» **REQUIREMENT**: Give the number of lines below that contain the word "React", and nothing else.

» **DATA PROVIDED**:

=======

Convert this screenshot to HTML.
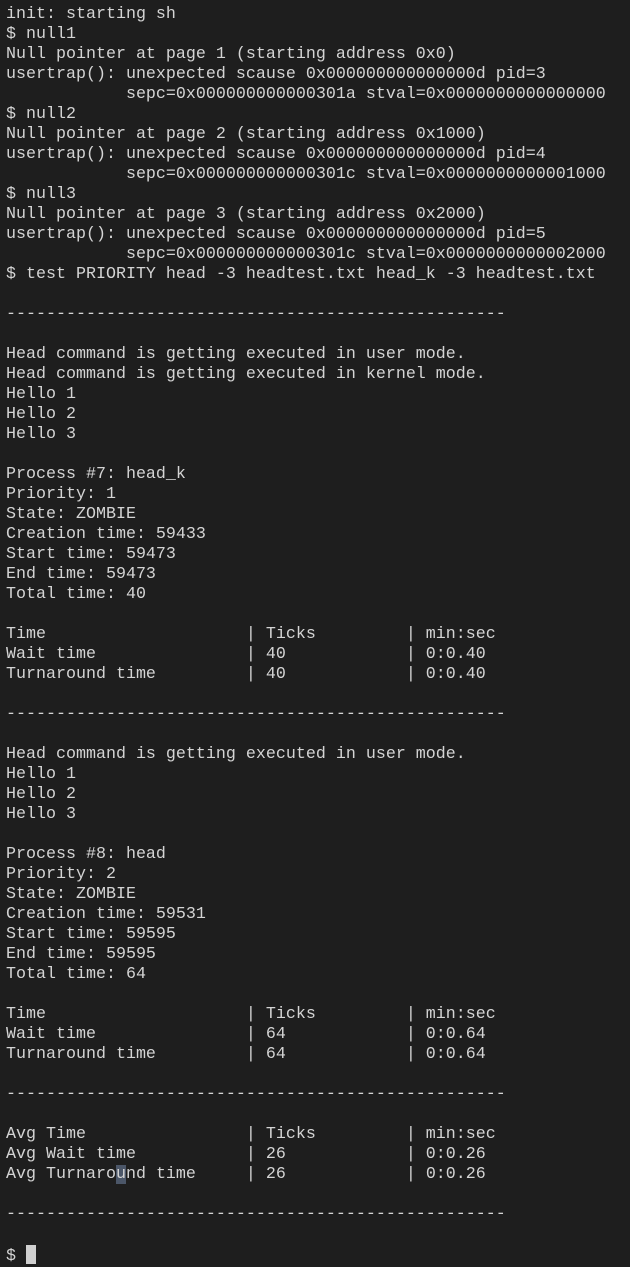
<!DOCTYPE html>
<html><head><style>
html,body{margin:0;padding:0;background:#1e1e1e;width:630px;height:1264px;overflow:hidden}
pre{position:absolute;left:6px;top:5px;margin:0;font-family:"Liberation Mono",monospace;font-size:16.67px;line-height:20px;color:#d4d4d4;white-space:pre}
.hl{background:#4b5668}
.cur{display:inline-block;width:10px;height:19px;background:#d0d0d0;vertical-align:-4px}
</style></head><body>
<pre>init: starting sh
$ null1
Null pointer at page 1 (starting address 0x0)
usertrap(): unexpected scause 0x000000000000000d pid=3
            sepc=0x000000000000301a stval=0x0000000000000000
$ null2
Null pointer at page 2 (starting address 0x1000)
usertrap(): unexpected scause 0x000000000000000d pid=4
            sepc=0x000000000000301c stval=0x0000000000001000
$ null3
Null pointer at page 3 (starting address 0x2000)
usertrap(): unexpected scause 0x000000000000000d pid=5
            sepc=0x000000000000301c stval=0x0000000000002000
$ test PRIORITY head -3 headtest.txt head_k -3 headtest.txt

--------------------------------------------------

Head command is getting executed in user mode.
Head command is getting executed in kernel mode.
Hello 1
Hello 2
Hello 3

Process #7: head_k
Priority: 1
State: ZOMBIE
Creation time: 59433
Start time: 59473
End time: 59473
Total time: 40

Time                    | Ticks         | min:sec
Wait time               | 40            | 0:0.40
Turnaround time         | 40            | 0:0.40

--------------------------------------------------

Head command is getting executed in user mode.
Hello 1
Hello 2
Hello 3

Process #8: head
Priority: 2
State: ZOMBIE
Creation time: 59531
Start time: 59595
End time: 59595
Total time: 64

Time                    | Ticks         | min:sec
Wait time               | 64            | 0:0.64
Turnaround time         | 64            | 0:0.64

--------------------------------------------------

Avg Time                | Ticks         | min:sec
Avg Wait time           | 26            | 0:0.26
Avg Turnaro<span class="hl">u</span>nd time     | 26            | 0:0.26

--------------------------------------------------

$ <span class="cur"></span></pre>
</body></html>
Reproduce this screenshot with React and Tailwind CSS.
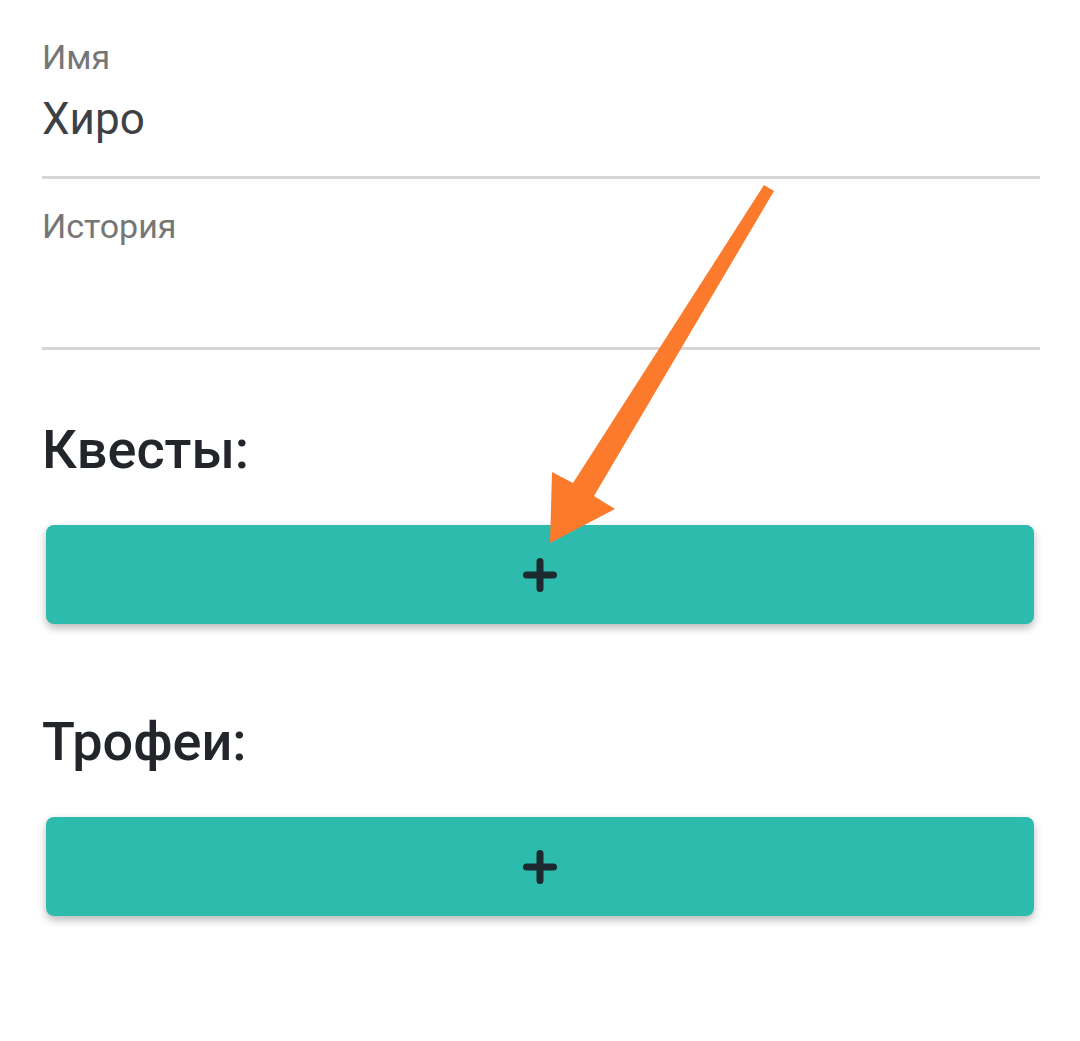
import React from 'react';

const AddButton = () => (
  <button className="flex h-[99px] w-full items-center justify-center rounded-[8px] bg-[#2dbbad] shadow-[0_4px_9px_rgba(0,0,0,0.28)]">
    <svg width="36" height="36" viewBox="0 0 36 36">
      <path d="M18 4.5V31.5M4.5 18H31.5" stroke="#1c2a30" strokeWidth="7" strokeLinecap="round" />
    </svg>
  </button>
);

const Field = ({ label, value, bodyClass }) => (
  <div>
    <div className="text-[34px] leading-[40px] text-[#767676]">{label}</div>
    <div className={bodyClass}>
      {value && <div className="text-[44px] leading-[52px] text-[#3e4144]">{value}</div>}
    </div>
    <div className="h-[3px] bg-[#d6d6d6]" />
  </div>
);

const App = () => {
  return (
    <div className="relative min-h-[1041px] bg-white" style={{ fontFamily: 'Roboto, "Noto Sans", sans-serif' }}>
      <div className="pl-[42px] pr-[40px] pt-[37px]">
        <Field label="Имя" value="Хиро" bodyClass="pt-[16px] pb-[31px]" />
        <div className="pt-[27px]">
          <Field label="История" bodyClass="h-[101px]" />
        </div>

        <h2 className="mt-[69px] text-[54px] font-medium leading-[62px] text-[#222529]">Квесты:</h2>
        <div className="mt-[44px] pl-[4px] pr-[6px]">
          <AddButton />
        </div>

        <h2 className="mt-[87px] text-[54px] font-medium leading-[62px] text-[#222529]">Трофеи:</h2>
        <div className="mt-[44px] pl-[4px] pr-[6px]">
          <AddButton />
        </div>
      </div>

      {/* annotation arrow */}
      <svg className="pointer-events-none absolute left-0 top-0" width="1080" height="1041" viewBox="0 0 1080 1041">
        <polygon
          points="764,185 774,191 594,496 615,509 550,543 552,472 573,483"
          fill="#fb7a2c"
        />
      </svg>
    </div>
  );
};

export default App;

=======

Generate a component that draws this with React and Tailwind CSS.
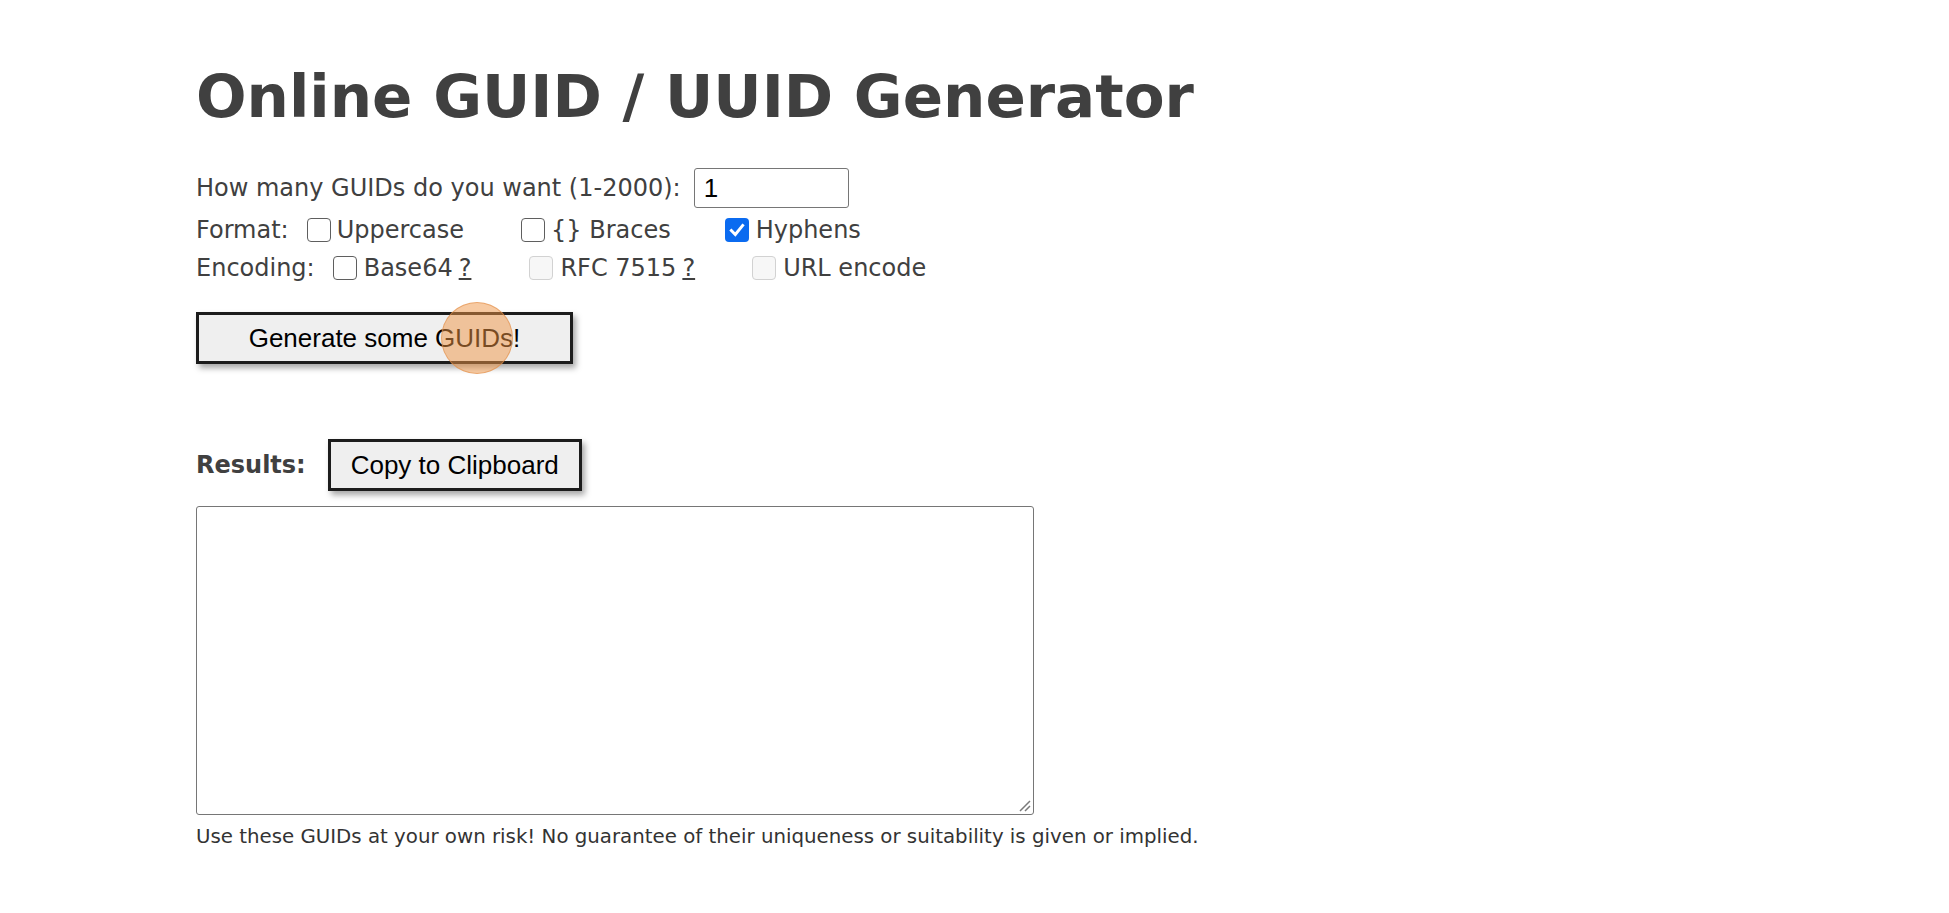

=======

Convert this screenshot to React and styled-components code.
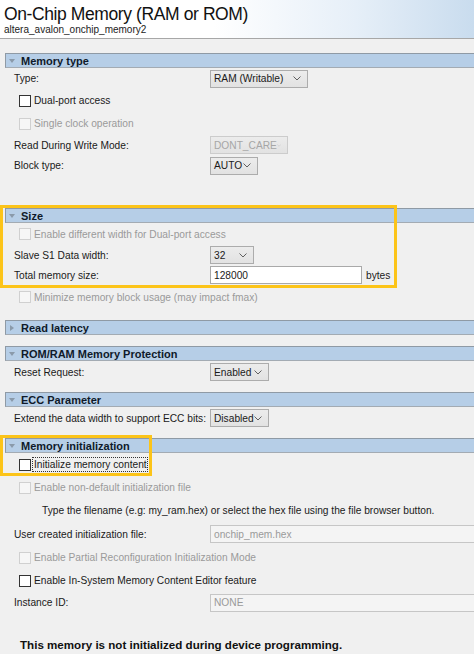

=======

» **ANSWER**: 4